In 2000 Cakewalk became Cake Pro Audio with the addition of the ability to record digital audio tracks along side the MIDI data. In 2008 Cakewalk was rebranded Sonar by Cakewalk and the company officially became a division of Roland. I got involved around the same time purchasing Sonar Home Studio – a stripped down version with limited tracks and bundled instruments and plug-ins.
In 2013 Roland sold off Cakewalk to Gibson, which did some good for a while, especially developing a rolling update model where, instead of annual version releases, there were monthly (or so) updates that included big fixes, workflow enhancements and occasional new features. A flat fee or monthly subscription kept the new updates coming, with your last update being good forever if you stopped the subscription.

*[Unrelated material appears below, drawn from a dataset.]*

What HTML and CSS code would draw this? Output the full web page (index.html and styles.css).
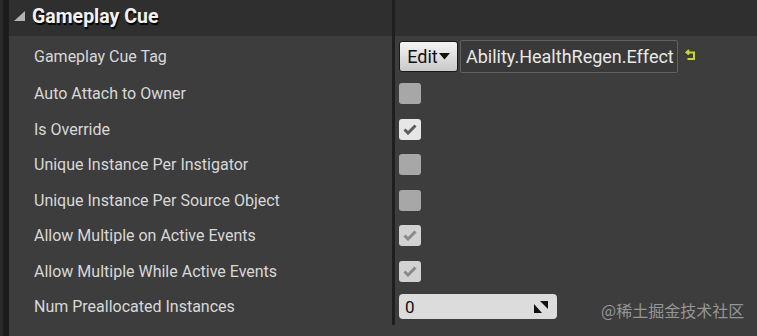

Then Gibson decided that Cakewalk wasn’t making them enough money and in late 2017 laid off all but two or three people and shut down development. This sent ripples throughout the music community and several competitors pounced on the opportunity with very competitive crossgrade offers. After I settled on Samplitude Pro X, but, while it is installed, I’ve literally only opened it once, to make sure it opened. It was really more of an insurance policy than something I really wanted to use.
Today’s Big News
Today’s big news starts back in February when it was announced that what we were all hoping for actually happened – a company bought Cakewalk. Bandlab is a company out of Singapore that both functions as an umbrella for a number of different brands (similar to Gibson – grr) but it’s core product is an on-line collaborative sequencer called Bandlab. There was much hopeful (and skeptical) curiosity about the future of Sonar under the new ownership, but there were some encouraging signs. First, Noel Borthwick was hired from Gibson to continue running Cakewalk (he wasn’t the one who screwed it up) and second, Meng, the CEO of Bandlab, became very active on the Cakewalk forum and other social media. Noel also was in answering the questions that he could.

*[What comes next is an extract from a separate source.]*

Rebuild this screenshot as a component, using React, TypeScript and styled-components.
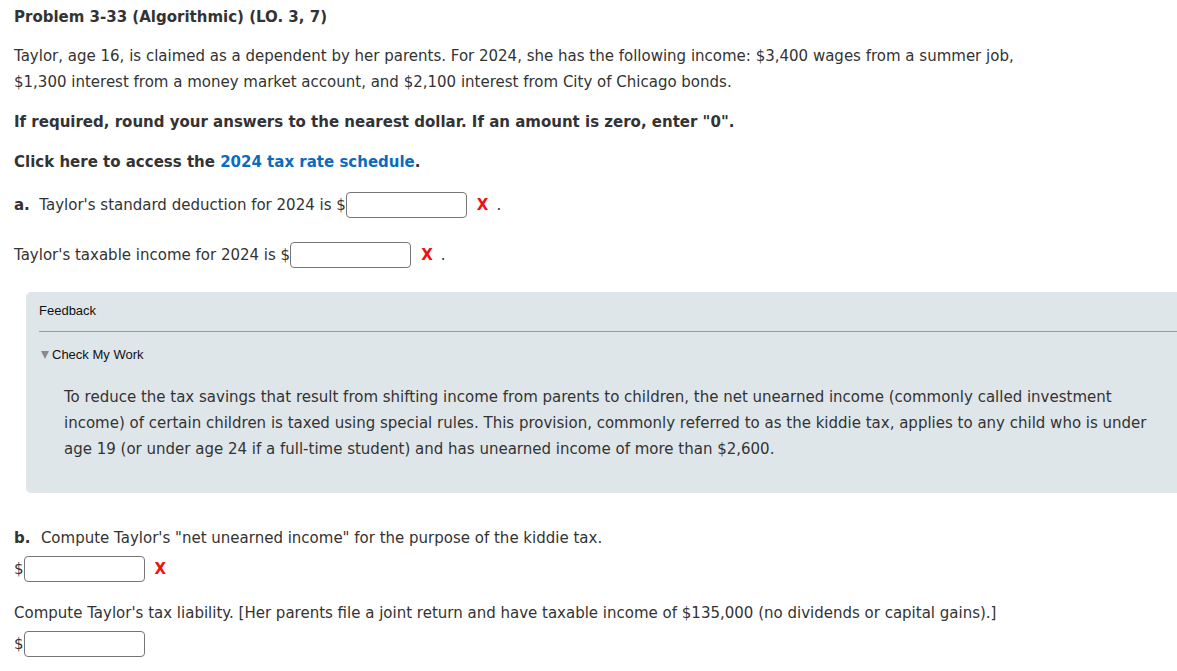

One of the unknowns was what bandlab was going to call the rebranded software. All we knew was that is wasn’t going to be Sonar. Meng teased us referring to it as TDFKAS (the DAW Formally Known As Sonar) which in my head I pronounced Tiddy-Fakas. What he did say was that they were committed to current owners of Sonar getting a free crossgrade to the new product.

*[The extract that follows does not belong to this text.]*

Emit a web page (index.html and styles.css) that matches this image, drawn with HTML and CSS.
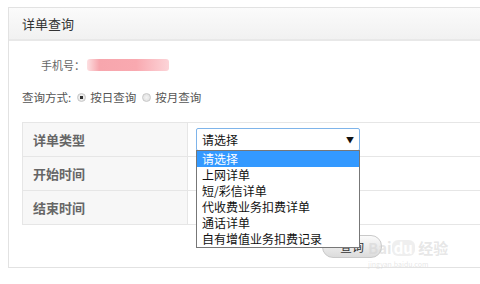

Well, he didn’t lie. On April 4th the re-launch of Cakewalk by Bandlab (original, but classic…) was announced as available and.. wait for it… free! That’s right, Cakewalk is now the first freemium DAW software, in that the base software is completely free, and then people can buy extras a la carte as they wish. Honestly, there is a ton you can do with the base package, as it comes with a suite of signal processing and effect plug-ins as well as the Sonar Artist instrument package – enough for anyone to get started. Also, anything compatible with previous versions of Sonar (like Addictive Drums or Breverb) work just fine with the new software. FYI, the new package is essentially the last rolling update that was being developed when Gibson owned it, with a couple of minor tweaks and the Bandlab branding applied.
So, that’s that. Meng has been open about asking for feature requests and bug fixes. I’m excited to see what happens in the future. Even though there are plenty of naysayers on line complaining about this announcement (really!) I can’t wait to get started again.